= Anne S. Herr =

American television personality

Anne Smith Herr ( Smith; Feb 17, 1921–Nov 12, 2002) was a host and weathercaster at WGAL in Lancaster, Pennsylvania. She was notably known as one of WGAL's pioneering women, like Marijane Landis, Joan Klein Weidman, and Barbara M. Allen.

==Early life and education==
Herr was born in Cincinnati but lived in Pennsylvania from the age of three, and graduated from Brockville High School. She thought she would have a career as a dress designer and enrolled at Indiana University of Pennsylvania majoring in textile design. However she realized her interests were more artistic and transferred to Clarion State College at the end of her sophomore year, earning a Bachelor of Science in Education in 1944. After college she studied for two years with a drama coach. She also acted in summer stock productions at Mt. Gretna, which she attributed to providing a foundation for her television roles.

==Career==
She worked for 30 years at WGAL starting in 1951, in which she was part of the Noonday on 8 crew as an interviewer and host, and as one of the weather girls on WGAL's evening news from 1959 to 1962. In 1963, she produced her own Herr Today show with news and interviews. She received the "Pennsylvania Speaker of the Year" award in 1964.

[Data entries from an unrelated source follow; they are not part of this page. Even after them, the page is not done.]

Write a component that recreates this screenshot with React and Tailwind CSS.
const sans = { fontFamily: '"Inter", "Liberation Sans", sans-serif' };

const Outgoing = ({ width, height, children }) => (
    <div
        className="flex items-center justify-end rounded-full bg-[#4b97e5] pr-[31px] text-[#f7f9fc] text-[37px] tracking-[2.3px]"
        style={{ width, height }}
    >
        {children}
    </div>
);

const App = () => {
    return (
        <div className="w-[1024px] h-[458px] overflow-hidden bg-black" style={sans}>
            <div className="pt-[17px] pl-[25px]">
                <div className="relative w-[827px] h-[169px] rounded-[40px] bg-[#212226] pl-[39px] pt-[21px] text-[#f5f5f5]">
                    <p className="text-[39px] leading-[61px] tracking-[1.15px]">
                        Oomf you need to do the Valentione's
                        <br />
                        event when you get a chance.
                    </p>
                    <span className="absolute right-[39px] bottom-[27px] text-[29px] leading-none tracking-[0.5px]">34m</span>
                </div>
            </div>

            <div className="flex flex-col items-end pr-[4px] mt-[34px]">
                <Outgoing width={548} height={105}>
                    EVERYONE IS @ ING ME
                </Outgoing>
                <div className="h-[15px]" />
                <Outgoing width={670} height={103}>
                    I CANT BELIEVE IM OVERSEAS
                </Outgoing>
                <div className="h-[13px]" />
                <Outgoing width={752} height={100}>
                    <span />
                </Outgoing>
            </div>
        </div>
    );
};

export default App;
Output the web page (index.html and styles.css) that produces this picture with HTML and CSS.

In 1978, she was named "Women's Program Director" which was a newly created administrative position. She was a public affairs commentator from 1975-1981 and produced and hosted World of Women from 1978 to 1981 on WGAL.

She then went on to be a news reporter on WSBA-TV (now WPMT) in York and then as a news promo broadcaster at WCAU in Philadelphia.

==Personal life==
She met her husband Jacob Herr at a USO dance at Clarion and they married in 1945. Her hobbies included volunteering in the community, acting in local theater productions and sewing her own costumes, playing piano, and painting.

Herr died on November 12, 2002, at age 81, after being ill for a short time at her home while under her physician's care. Her husband died in 1996, and they have a son and two grandchildren.